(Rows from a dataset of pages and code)
········
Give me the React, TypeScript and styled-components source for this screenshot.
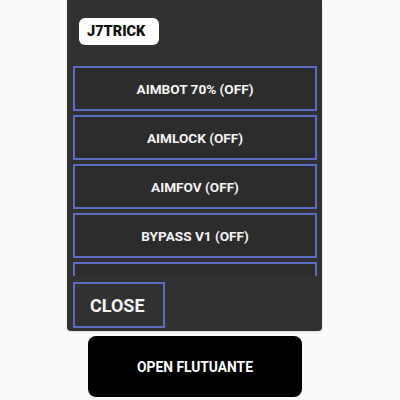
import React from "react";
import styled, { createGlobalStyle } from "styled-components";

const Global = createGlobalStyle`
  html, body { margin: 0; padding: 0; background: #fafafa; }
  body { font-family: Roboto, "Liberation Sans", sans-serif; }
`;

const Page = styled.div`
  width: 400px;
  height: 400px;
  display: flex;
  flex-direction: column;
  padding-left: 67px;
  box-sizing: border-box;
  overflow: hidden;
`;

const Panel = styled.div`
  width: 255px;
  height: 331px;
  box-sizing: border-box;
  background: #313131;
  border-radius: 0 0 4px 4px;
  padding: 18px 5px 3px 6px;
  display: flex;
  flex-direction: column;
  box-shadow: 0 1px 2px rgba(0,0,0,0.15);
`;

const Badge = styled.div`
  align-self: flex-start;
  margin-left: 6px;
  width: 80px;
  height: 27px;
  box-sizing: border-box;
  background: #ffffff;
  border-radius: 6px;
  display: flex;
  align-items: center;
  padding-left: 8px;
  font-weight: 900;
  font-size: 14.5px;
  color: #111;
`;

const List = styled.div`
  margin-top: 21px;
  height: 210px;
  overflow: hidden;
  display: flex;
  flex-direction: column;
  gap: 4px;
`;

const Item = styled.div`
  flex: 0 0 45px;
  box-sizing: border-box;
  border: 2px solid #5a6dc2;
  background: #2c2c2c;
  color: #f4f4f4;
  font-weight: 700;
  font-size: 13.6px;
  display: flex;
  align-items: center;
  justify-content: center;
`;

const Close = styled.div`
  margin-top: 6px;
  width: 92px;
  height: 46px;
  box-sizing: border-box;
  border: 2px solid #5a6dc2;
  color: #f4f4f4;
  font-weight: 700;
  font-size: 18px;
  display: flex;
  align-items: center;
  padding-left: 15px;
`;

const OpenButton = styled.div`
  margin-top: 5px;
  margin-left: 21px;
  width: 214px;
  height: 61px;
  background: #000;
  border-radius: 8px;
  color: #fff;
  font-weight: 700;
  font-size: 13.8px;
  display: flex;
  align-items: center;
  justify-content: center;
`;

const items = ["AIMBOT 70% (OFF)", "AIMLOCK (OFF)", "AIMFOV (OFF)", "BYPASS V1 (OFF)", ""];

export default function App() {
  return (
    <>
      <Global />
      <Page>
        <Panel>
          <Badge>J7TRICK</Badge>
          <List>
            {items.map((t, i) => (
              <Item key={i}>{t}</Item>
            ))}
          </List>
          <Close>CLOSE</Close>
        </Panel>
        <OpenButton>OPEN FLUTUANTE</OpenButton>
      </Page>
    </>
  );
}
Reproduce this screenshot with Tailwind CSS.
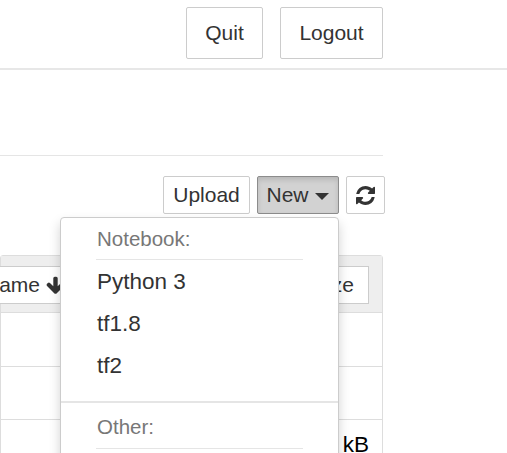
········
◆ Directions for this task
Retype everything in the material word for word, minus pictures.

◆ Task result
Give me the React, TypeScript and styled-components source for this screenshot.
import React from "react";
import styled, { createGlobalStyle } from "styled-components";

const Global = createGlobalStyle`
  html, body { margin: 0; padding: 0; background: #fafafa; }
  body { font-family: Roboto, "Liberation Sans", sans-serif; }
`;

const Page = styled.div`
  width: 400px;
  height: 400px;
  display: flex;
  flex-direction: column;
  padding-left: 67px;
  box-sizing: border-box;
  overflow: hidden;
`;

const Panel = styled.div`
  width: 255px;
  height: 331px;
  box-sizing: border-box;
  background: #313131;
  border-radius: 0 0 4px 4px;
  padding: 18px 5px 3px 6px;
  display: flex;
  flex-direction: column;
  box-shadow: 0 1px 2px rgba(0,0,0,0.15);
`;

const Badge = styled.div`
  align-self: flex-start;
  margin-left: 6px;
  width: 80px;
  height: 27px;
  box-sizing: border-box;
  background: #ffffff;
  border-radius: 6px;
  display: flex;
  align-items: center;
  padding-left: 8px;
  font-weight: 900;
  font-size: 14.5px;
  color: #111;
`;

const List = styled.div`
  margin-top: 21px;
  height: 210px;
  overflow: hidden;
  display: flex;
  flex-direction: column;
  gap: 4px;
`;

const Item = styled.div`
  flex: 0 0 45px;
  box-sizing: border-box;
  border: 2px solid #5a6dc2;
  background: #2c2c2c;
  color: #f4f4f4;
  font-weight: 700;
  font-size: 13.6px;
  display: flex;
  align-items: center;
  justify-content: center;
`;

const Close = styled.div`
  margin-top: 6px;
  width: 92px;
  height: 46px;
  box-sizing: border-box;
  border: 2px solid #5a6dc2;
  color: #f4f4f4;
  font-weight: 700;
  font-size: 18px;
  display: flex;
  align-items: center;
  padding-left: 15px;
`;

const OpenButton = styled.div`
  margin-top: 5px;
  margin-left: 21px;
  width: 214px;
  height: 61px;
  background: #000;
  border-radius: 8px;
  color: #fff;
  font-weight: 700;
  font-size: 13.8px;
  display: flex;
  align-items: center;
  justify-content: center;
`;

const items = ["AIMBOT 70% (OFF)", "AIMLOCK (OFF)", "AIMFOV (OFF)", "BYPASS V1 (OFF)", ""];

export default function App() {
  return (
    <>
      <Global />
      <Page>
        <Panel>
          <Badge>J7TRICK</Badge>
          <List>
            {items.map((t, i) => (
              <Item key={i}>{t}</Item>
            ))}
          </List>
          <Close>CLOSE</Close>
        </Panel>
        <OpenButton>OPEN FLUTUANTE</OpenButton>
      </Page>
    </>
  );
}
Reproduce this screenshot with Tailwind CSS.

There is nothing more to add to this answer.